Letter to the Economic Club of New York.

March 12, 1942

May I greet through you the members and guests of the Economic Club of New York who are gathering to hear the distinguished representatives of United Nations bound in the pledge of victory and justice over the evil forces that seek to dominate the world.

Never in history have so many people been united in a more exalted purpose. The struggle is being fought between those in arms against treachery and aggression, and the monstrous hordes regimented to enslave the world. Allied with United Nations and fighting with all the resources of the human spirit are millions of men and women now caught in the vise of tyranny. Courageously they await the day when they, too, can help to create the better world on a new charter of freedom and liberty for all.

We are united against those who willfully and deliberately, and with every weapon of force, propaganda, and terror, are aiming to destroy man's right "to think as he will and to say what he thinks." We are united to maintain man's religious heritage against those who would destroy the great spiritual resources of resistance to injustice. We are united against those who would enslave humanity by substituting terror for law, treachery for statecraft, and force for justice. We are united against the tyranny that has created untold want, privation, and suffering in a large part of the world.
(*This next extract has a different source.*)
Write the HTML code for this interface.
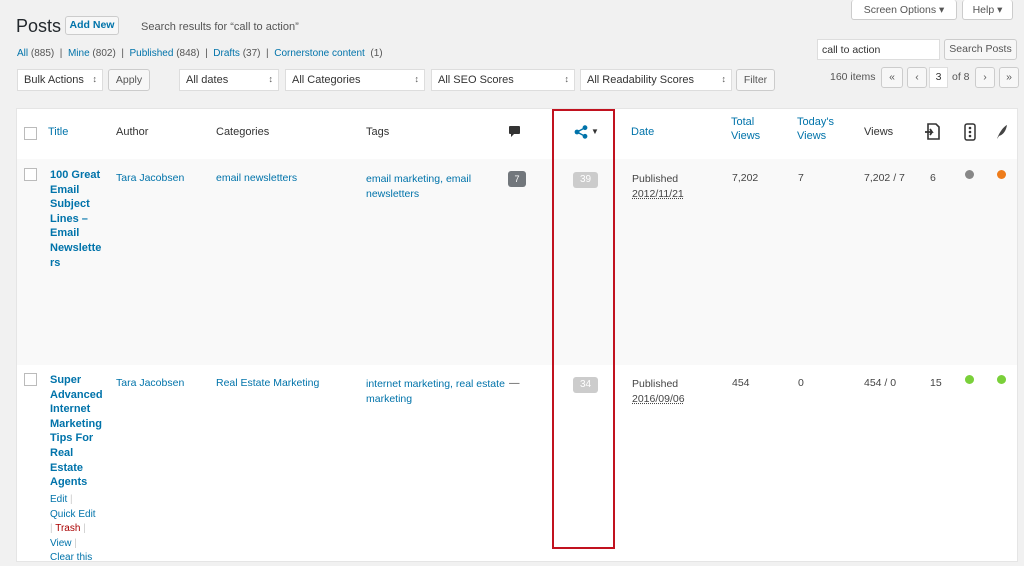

These are the pledges inherent in the four freedoms which are the essence of the Atlantic Charter: Freedom of speech, freedom of religion, freedom from fear, and freedom from want.
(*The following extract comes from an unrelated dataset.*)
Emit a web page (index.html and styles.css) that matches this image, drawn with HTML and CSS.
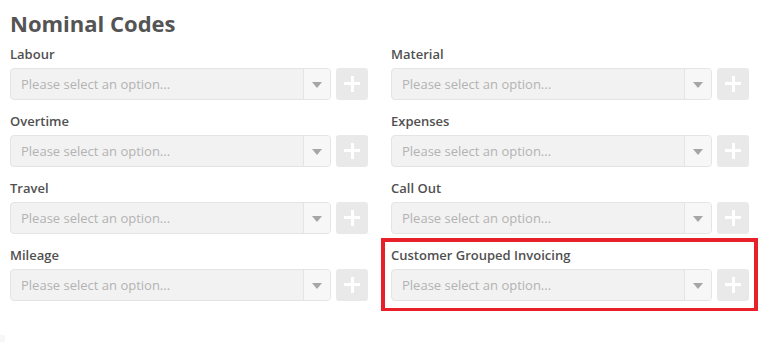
FILE: index.html
```html
<!DOCTYPE html>
<html>
<head>
<meta charset="utf-8">
<link rel="stylesheet" href="styles.css">
</head>
<body>
<div class="page">
  <h2 class="title">Nominal Codes</h2>
  <div class="grid">
    <div class="field">
      <div class="label">Labour</div>
      <div class="row"><div class="select"><span class="ph">Please select an option...</span><span class="arrow"></span></div><div class="add"></div></div>
    </div>
    <div class="field">
      <div class="label">Material</div>
      <div class="row"><div class="select"><span class="ph">Please select an option...</span><span class="arrow"></span></div><div class="add"></div></div>
    </div>
    <div class="field">
      <div class="label">Overtime</div>
      <div class="row"><div class="select"><span class="ph">Please select an option...</span><span class="arrow"></span></div><div class="add"></div></div>
    </div>
    <div class="field">
      <div class="label">Expenses</div>
      <div class="row"><div class="select"><span class="ph">Please select an option...</span><span class="arrow"></span></div><div class="add"></div></div>
    </div>
    <div class="field">
      <div class="label">Travel</div>
      <div class="row"><div class="select"><span class="ph">Please select an option...</span><span class="arrow"></span></div><div class="add"></div></div>
    </div>
    <div class="field">
      <div class="label">Call Out</div>
      <div class="row"><div class="select"><span class="ph">Please select an option...</span><span class="arrow"></span></div><div class="add"></div></div>
    </div>
    <div class="field">
      <div class="label">Mileage</div>
      <div class="row"><div class="select"><span class="ph">Please select an option...</span><span class="arrow"></span></div><div class="add"></div></div>
    </div>
    <div class="field highlighted">
      <div class="label">Customer Grouped Invoicing</div>
      <div class="row"><div class="select"><span class="ph">Please select an option...</span><span class="arrow"></span></div><div class="add"></div></div>
    </div>
  </div>
</div>
<div class="corner"></div>
</body>
</html>
```
FILE: styles.css
```css
html, body {
  margin: 0;
  padding: 0;
  background: #fff;
  font-family: "Open Sans", "Liberation Sans", sans-serif;
}
.page {
  padding: 8px 0 0 10px;
  width: 739px;
}
.title {
  margin: 0 0 5px 0;
  font-size: 22px;
  line-height: 30px;
  font-weight: 700;
  color: #545454;
}
.grid {
  display: grid;
  grid-template-columns: 358px 358px;
  column-gap: 23px;
}
.field {
  position: relative;
  height: 67px;
}
.label {
  font-size: 13px;
  line-height: 20px;
  font-weight: 600;
  color: #505050;
  padding-top: 1px;
  margin-bottom: 4px;
}
.row {
  display: flex;
  gap: 5px;
  height: 32px;
}
.select {
  flex: 1;
  display: flex;
  background: #f2f2f2;
  border: 1px solid #e4e4e4;
  border-radius: 4px;
  box-sizing: border-box;
  overflow: hidden;
}
.ph {
  flex: 1;
  padding-left: 10px;
  font-size: 13px;
  line-height: 30px;
  color: #b3b3b3;
}
.arrow {
  width: 26px;
  background: #f7f7f7;
  border-left: 1px solid #e4e4e4;
  position: relative;
}
.arrow::after {
  content: "";
  position: absolute;
  left: 8px;
  top: 13px;
  border-left: 5px solid transparent;
  border-right: 5px solid transparent;
  border-top: 6px solid #a6a6a6;
}
.add {
  width: 32px;
  background: #e9e9e9;
  border-radius: 3px;
  position: relative;
}
.add::before,
.add::after {
  content: "";
  position: absolute;
  background: #fff;
}
.add::before {
  left: 8px;
  top: 14px;
  width: 16px;
  height: 3px;
}
.add::after {
  left: 14.5px;
  top: 7.5px;
  width: 3px;
  height: 16px;
}
.highlighted::before {
  content: "";
  position: absolute;
  left: -10px;
  top: -6px;
  width: 377px;
  height: 74px;
  border: 4px solid #e8202a;
  box-sizing: border-box;
}
.corner {
  position: absolute;
  left: 0;
  top: 335px;
  width: 5px;
  height: 7px;
  background: #f7f7f7;
}
```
To attain and maintain this charter of liberty the supreme strategy of victory must be for the United Nations to remain united—united in purpose, united in sympathy, and united in determination. The supreme achievement of enemy propaganda would be to create disunity. Those who cry for divided efforts in an indivisible war, those who are blind to the fact that security at home may be menaced by disaster abroad, those who encourage divided counsels in this crisis, those who viciously or stupidly lend themselves to the repetition of distortion and untruth, are serving as obliging messengers of Axis propaganda.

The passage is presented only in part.